Дело в том, что виды животных и растений, потенциально пригодные для доместикации (а их не так уж много), распределены по планете весьма неравномерно, и в некоторых крупных регионах их может не оказаться вовсе (и реально не оказывается). Кроме того, в силу различной конфигурации материков и фрагментирующих их преград (горы, пустыни, непроходимые джунгли) населяющие их племена/народы имеют очень разные возможности для того, чтобы обмениваться с соседями технологическими достижениями, начиная с одомашненных животных и растений (это знает всякий, кто играл в «Цивилизацию» Сида Мейера). Подобная ситуация порождает еще одну — и как бы не самую важную — «автокаталитическую петлю».
Вот вам Евразия (в широком смысле): большинство наших домашних животных и растений происходят из окрестностей Плодородного полумесяца в Передней Азии (корова-лошадь-овца-коза; ячмень-овес-обе пшеницы) либо из Китая (свинья-курица; рис-просо), плюс кое-что добавили вторичные центры — Индия, Египет, Абиссиния и т. п. Материк ориентирован широтно и не разделен непреодолимыми преградами, так что доместикаты и сельхозтехнологии беспрепятственно мигрируют по нему из конца в конец вдоль по ландшафтно-климатическим зонам, формируя «единое сельскохозяйственное пространство» от Японии до Ирландии. Доводы Даймонда тут вполне убедительны: популяционно-генетическая структура американских культурных растений (фасоли, перцев) показывает, что их виды выводили из диких предков в разных местах континента параллельно и независимо, тогда как в Евразии все окультуривания были однократными: в повторных попытках уже не было нужды.
Иное дело — Африка («Африка к югу от Сахары», в смысле): она изолирована от основных евразийских «центров производства продовольствия» той самой Сахарой, а юг ее — еще и сплошной полосой малопригодных для хозяйства (да и вообще для нормальной жизни) экваториальных лесов. Местная же мегафауна, при ее кажущемся разнообразии, оказалась непригодной для одомашнивания; Даймонд формулирует на сей счет свой «принцип Анны Карениной» (парафраз от «все несчастные семьи несчастны по-своему»): для одомашнивания животное должно обладать целым набором параметров, и «незачет» хотя бы по одному из них делает бесполезными все остальные его достоинства (например: гепард прекрасно приручается и являет собой великолепное охотничье животное, но все трехтысячелетние попытки его разведения в неволе оказались тщетными; зебры, напротив, отлично размножаются в неволе, но злобны до полной неприручаемости; слоны размножаются настолько медленно, что проще их отлавливать в природе и индивидуально приручать; и т. п.). Итоговый вывод Даймонда: всё, что не одомашнено на сегодняшний день, — неодомашниваемо в принципе (по тем или иным причинам). Что же касается Америк (обеих), то там и одомашнивать-то фактически некого: всю подходящую мегафауну там истребили еще первые охотники из культуры Кловис — вот и пришлось им, бедолагам, довольствоваться потом недорезанными ламами да морскими свинками... Ну, а в Австралии и того-то не было. Такая вот печаль.

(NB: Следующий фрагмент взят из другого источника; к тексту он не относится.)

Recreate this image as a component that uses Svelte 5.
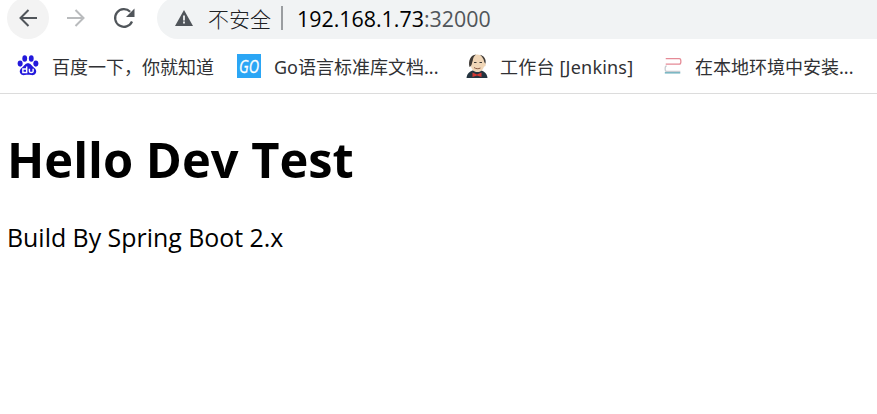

...Надо заметить, что биолога, ориентирующегося в зоогеографии, должны исходно насторожить некоторые географические построения Даймонда — ну, например, вышеприведенные его рассуждения об Африке. Вообще-то Афротропическая область изолирована от Голарктической ничуть не сильнее, чем Ориентальная (и объединяется с ними в составе Арктогеи). Сахара на протяжении большей части ее истории никакой пустыней не была (это не Атакама с Намибом и даже не Гоби) и серьезной преградой, соответственно, ни для чего не являлась: фрески Тассилии и крокодилы, обитавшие в речках нагорья Тибести еще в начале XX века, тому подтверждение. В любом случае, пустыня та прорезана не только степпинг-стоунами облесенных в недавнем прошлом нагорий (цепь Дафур — Эннеду — Тибести — Ахаггар), но и сквозным «коридором» долины Нила; дальше же к югу начинается Абиссинское нагорье и тянущиеся далеко за экватор меридионально ориентированные горы Восточной Африки, являющиеся таким же «коридором» сквозь зону влажных тропических лесов (именно этим путем многочисленные средиземноморские фаунистические элементы достигают Южной Африки).
То же относится и к Новому Свету. Обе Америки прорезаны ровно поперек широтных климатических зон Кордильерами и Андами с их полнопрофильной вертикальной зональностью; таким образом, животные и растения имеют возможность «просачиваться» сквозь чуждую им климатическую зону, меняя высотный пояс. Здесь есть свои ограничения (например, длина светового дня для растений), но то, что такие миграции реально происходили, можно видеть хотя бы из современных биполярных дизъюнктивных ареалов таксонов низшего ранга (Северная Америка — крайний юг Южной)... Возвращаясь к «производству продовольствия»: никаким особым изолятом «Африка к югу от Сахары» в действительности не является; с учетом наличия вторичного Абиссинского центра доместикации, встроиться в «Единую Евразию» этим территориям было ничуть не сложнее, чем Индии, и намного проще, чем тропической Юго-Восточной Азии; но вот Азия — да, а Африка — нет.